El Congreso no es la única rama que se beneficiaría de que el legislativo reclamara su deber constitucional de fijar aranceles. El legado de Trump lo agradecerá si se revoca esta potestad. La economía experimentó un auge durante su primera administración, un motivo de orgullo que el presidente convirtió en el eje de su campaña en esta ocasión. Sin embargo, la estabilidad económica requiere previsibilidad, algo que no puede establecerse bajo la amenaza constante y los efectos negativos de los aranceles. Si los aranceles no pueden establecerse a capricho, sino que tienen que pasar por el Congreso, eso proporcionará la previsibilidad que necesitan los mercados.

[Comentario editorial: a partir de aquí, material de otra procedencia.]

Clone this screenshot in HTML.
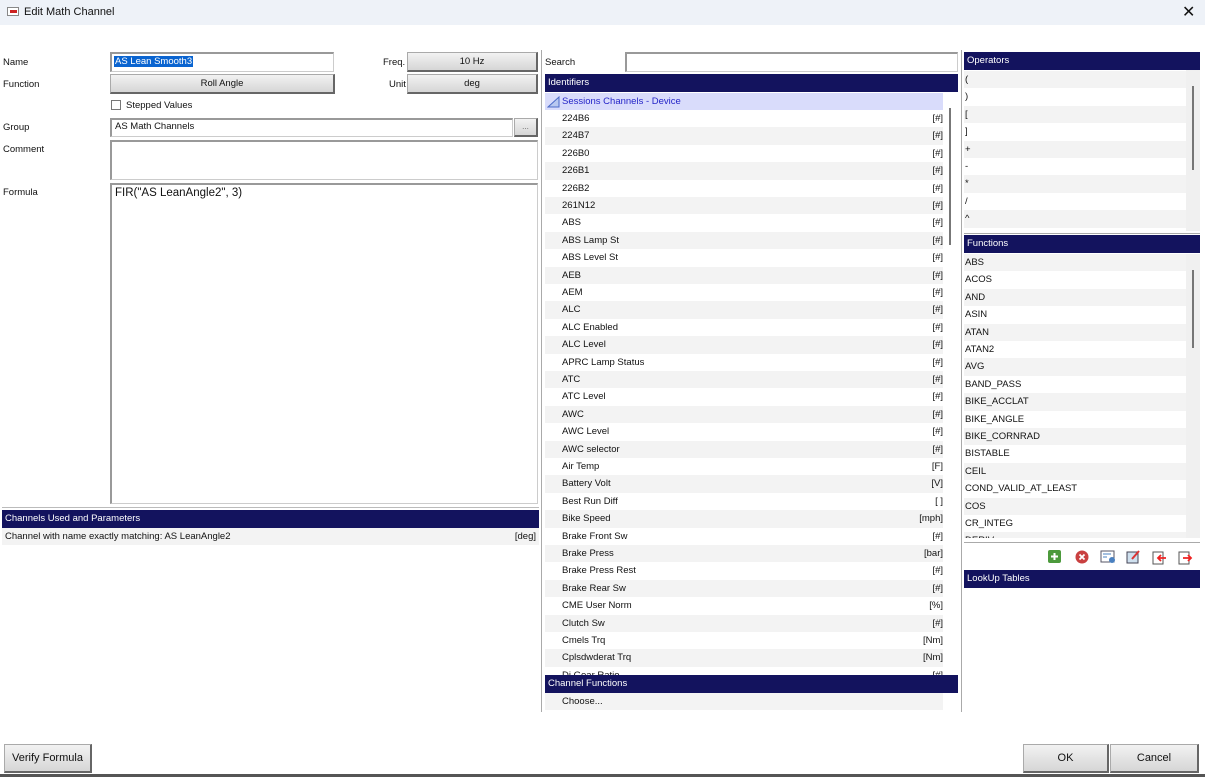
<!DOCTYPE html>
<html><head><meta charset="utf-8"><style>
*{box-sizing:border-box;margin:0;padding:0}
body{width:1205px;height:777px;position:relative;background:#fff;font-family:"Liberation Sans",sans-serif;font-size:9.5px;color:#111;overflow:hidden}
.a{position:absolute}
.lbl{position:absolute;font-size:9.5px}
.inp{position:absolute;background:#fff;border:1px solid #ccc;border-top:2px solid #999;border-left:2px solid #999}
.btn{position:absolute;background:linear-gradient(#f2f2f2,#d6d6d6);border:1px solid #aaa;border-right:2px solid #666;border-bottom:2px solid #666;text-align:center;font-size:9.5px}
.hdr{position:absolute;background:#13135e;color:#fff;font-size:9.5px;padding-left:3px;line-height:17px}
.row{position:absolute;height:17.4px;line-height:18px;font-size:9.5px}
.g{background:#f3f3f3}
</style></head><body>
<div class="a" style="left:0;top:0;width:1205px;height:25px;background:#eef2f8"></div>
<div class="a" style="left:7px;top:7px;width:12px;height:9px;border:1px solid #888;background:#fff"><div style="position:absolute;left:2px;top:2px;width:7px;height:3px;background:#c22"></div></div>
<div class="lbl" style="left:24px;top:6px;font-size:11px">Edit Math Channel</div>
<div class="lbl" style="left:1182px;top:2px;font-size:16px">✕</div>

<div class="lbl" style="left:3px;top:57px">Name</div>
<div class="lbl" style="left:3px;top:79px">Function</div>
<div class="lbl" style="left:3px;top:122px">Group</div>
<div class="lbl" style="left:3px;top:144px">Comment</div>
<div class="lbl" style="left:3px;top:187px">Formula</div>
<div class="inp" style="left:110px;top:52px;width:224px;height:20px"><span style="position:absolute;left:2px;top:2px;background:#0a64d0;color:#fff;padding:0 1px">AS Lean Smooth3</span></div>
<div class="lbl" style="left:383px;top:57px">Freq.</div>
<div class="btn" style="left:407px;top:52px;width:131px;height:20px;line-height:17px">10 Hz</div>
<div class="btn" style="left:110px;top:74px;width:225px;height:20px;line-height:17px">Roll Angle</div>
<div class="lbl" style="left:389px;top:79px">Unit</div>
<div class="btn" style="left:407px;top:74px;width:131px;height:20px;line-height:17px">deg</div>
<div class="a" style="left:111px;top:100px;width:10px;height:10px;border:1px solid #777;background:#fff"></div>
<div class="lbl" style="left:126px;top:100px">Stepped Values</div>
<div class="inp" style="left:110px;top:118px;width:403px;height:19px"><span style="position:absolute;left:3px;top:1px">AS Math Channels</span></div>
<div class="btn" style="left:514px;top:118px;width:24px;height:19px;line-height:16px;font-size:8px;color:#666">...</div>
<div class="inp" style="left:110px;top:140px;width:428px;height:40px"></div>
<div class="inp" style="left:110px;top:183px;width:428px;height:321px"><span style="position:absolute;left:3px;top:2px;font-size:11.5px">FIR("AS LeanAngle2", 3)</span></div>
<div class="a" style="left:2px;top:507px;width:537px;height:1px;background:#bbb"></div>
<div class="hdr" style="left:2px;top:510px;width:537px;height:18px">Channels Used and Parameters</div>
<div class="row g" style="left:2px;top:528px;width:537px;padding-left:3px">Channel with name exactly matching: AS LeanAngle2<span style="position:absolute;right:3px">[deg]</span></div>

<div class="a" style="left:541px;top:50px;width:1px;height:662px;background:#aaa"></div>
<div class="lbl" style="left:545px;top:57px">Search</div>
<div class="inp" style="left:625px;top:52px;width:333px;height:20px"></div>
<div class="hdr" style="left:545px;top:74px;width:413px;height:18px">Identifiers</div>
<div class="row" style="left:545px;top:93px;width:398px;background:#d9dcfb;color:#2525c8;padding-left:17px">Sessions Channels - Device</div>
<svg class="a" style="left:547px;top:96px" width="13" height="12"><path d="M1 11 L12 1 L12 11 Z" fill="#b8c8f0" stroke="#4a6ac8"/></svg>
<div class="a" style="left:949px;top:108px;width:2px;height:137px;background:#777"></div>
<div class="a" style="left:545px;top:110px;width:398px;height:565px;overflow:hidden"><div id="ids"></div></div>
<div class="hdr" style="left:545px;top:675px;width:413px;height:18px">Channel Functions</div>
<div class="row g" style="left:545px;top:693px;width:398px;padding-left:17px">Choose...</div>

<div class="a" style="left:961px;top:50px;width:1px;height:662px;background:#aaa"></div>
<div class="hdr" style="left:964px;top:52px;width:236px;height:18px">Operators</div>
<div class="a" style="left:1186px;top:70px;width:14px;height:161px;background:#f0f0f0"></div>
<div class="a" style="left:1192px;top:86px;width:2px;height:84px;background:#777"></div>
<div id="ops"></div>
<div class="a" style="left:964px;top:233px;width:236px;height:1px;background:#aaa"></div>
<div class="hdr" style="left:964px;top:235px;width:236px;height:18px">Functions</div>
<div class="a" style="left:1186px;top:254px;width:14px;height:284px;background:#f0f0f0"></div>
<div class="a" style="left:1192px;top:270px;width:2px;height:78px;background:#777"></div>
<div class="a" style="left:964px;top:254px;width:222px;height:284px;overflow:hidden"><div id="fns"></div></div>
<div class="a" style="left:964px;top:542px;width:236px;height:1px;background:#aaa"></div>
<svg class="a" style="left:1046px;top:549px" width="160" height="16">
<rect x="2" y="1" width="13" height="13" rx="2" fill="#4c9a3c"/><path d="M8.5 4v7M5 7.5h7" stroke="#fff" stroke-width="2"/>
<circle cx="36" cy="8" r="6.5" fill="#c94040"/><path d="M33.5 5.5l5 5M38.5 5.5l-5 5" stroke="#fff" stroke-width="1.8"/>
<rect x="55" y="2" width="13" height="11" fill="#fff" stroke="#556"/><path d="M57 5h8M57 8h4" stroke="#4a80c0"/><circle cx="66" cy="11" r="3" fill="#4a80c0"/>
<rect x="81" y="3" width="11" height="11" fill="#cfe0ee" stroke="#445"/><path d="M86 10l7-8" stroke="#d33" stroke-width="2"/>
<rect x="107" y="3" width="10" height="12" fill="#fff" stroke="#555"/><path d="M120 9h-7M115 6l-3 3 3 3" stroke="#e22" stroke-width="1.8" fill="none"/>
<rect x="133" y="3" width="10" height="12" fill="#fff" stroke="#555"/><path d="M137 9h8M142 6l3 3-3 3" stroke="#e22" stroke-width="1.8" fill="none"/>
</svg>
<div class="hdr" style="left:964px;top:570px;width:236px;height:18px">LookUp Tables</div>

<div class="btn" style="left:4px;top:744px;width:88px;height:29px;line-height:26px;font-size:11px">Verify Formula</div>
<div class="btn" style="left:1023px;top:744px;width:86px;height:29px;line-height:26px;font-size:11px">OK</div>
<div class="btn" style="left:1110px;top:744px;width:89px;height:29px;line-height:26px;font-size:11px">Cancel</div>
<div class="a" style="left:0;top:774px;width:1205px;height:3px;background:#555"></div>
<script>
var ids=[["224B6","[#]"],["224B7","[#]"],["226B0","[#]"],["226B1","[#]"],["226B2","[#]"],["261N12","[#]"],["ABS","[#]"],["ABS Lamp St","[#]"],["ABS Level St","[#]"],["AEB","[#]"],["AEM","[#]"],["ALC","[#]"],["ALC Enabled","[#]"],["ALC Level","[#]"],["APRC Lamp Status","[#]"],["ATC","[#]"],["ATC Level","[#]"],["AWC","[#]"],["AWC Level","[#]"],["AWC selector","[#]"],["Air Temp","[F]"],["Battery Volt","[V]"],["Best Run Diff","[ ]"],["Bike Speed","[mph]"],["Brake Front Sw","[#]"],["Brake Press","[bar]"],["Brake Press Rest","[#]"],["Brake Rear Sw","[#]"],["CME User Norm","[%]"],["Clutch Sw","[#]"],["Cmels Trq","[Nm]"],["Cplsdwderat Trq","[Nm]"],["Di Gear Ratio","[#]"]];
var h="";ids.forEach(function(r,i){h+='<div class="row'+(i%2?' g':'')+'" style="left:0;top:'+(i*17.4)+'px;width:398px;padding-left:17px">'+r[0]+'<span style="position:absolute;right:0">'+r[1]+'</span></div>';});
document.getElementById("ids").outerHTML=h;
var ops=["(",")","[","]","+","-","*","/","^"];h="";
ops.forEach(function(o,i){h+='<div class="row'+(i%2?'':' g')+'" style="left:964px;top:'+(71+i*17.4)+'px;width:222px;padding-left:1px">'+o+'</div>';});
document.getElementById("ops").outerHTML=h;
var f=["ABS","ACOS","AND","ASIN","ATAN","ATAN2","AVG","BAND_PASS","BIKE_ACCLAT","BIKE_ANGLE","BIKE_CORNRAD","BISTABLE","CEIL","COND_VALID_AT_LEAST","COS","CR_INTEG","DERIV"];h="";
f.forEach(function(o,i){h+='<div class="row'+(i%2?'':' g')+'" style="left:0;top:'+(i*17.4)+'px;width:222px;padding-left:1px">'+o+'</div>';});
document.getElementById("fns").outerHTML=h;
</script>
</body></html>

Este no es el único ámbito en el que el Congreso debe reclamar sus funciones. Como ya se ha mencionado, las agencias del poder ejecutivo han añadido afanosamente miles de reglamentos. Para reclamar este poder y su legítimo estatus como única rama capaz de legislar, el Congreso debe supervisar el estado administrativo. Entre las propuestas políticas que lo conseguirían se encuentra la de convertir en temporales todas las normas del ejecutivo y someter los reglamentos a revisión legislativa mediante la aprobación de la Ley REINS

La Constitución de los Estados Unidos especifica que el Congreso tiene potestad para fijar los aranceles. Sin embargo, el Congreso lleva décadas delegando sus responsabilidades en un poder ejecutivo en constante expansión. La separación de poderes es fundamental para el funcionamiento de nuestro gobierno. Para que el orden constitucional siga funcionando, cada rama debe atenerse a sus obligaciones constitucionalmente definidas. Una forma de que esto ocurra es que el Congreso recupere su poder arancelario.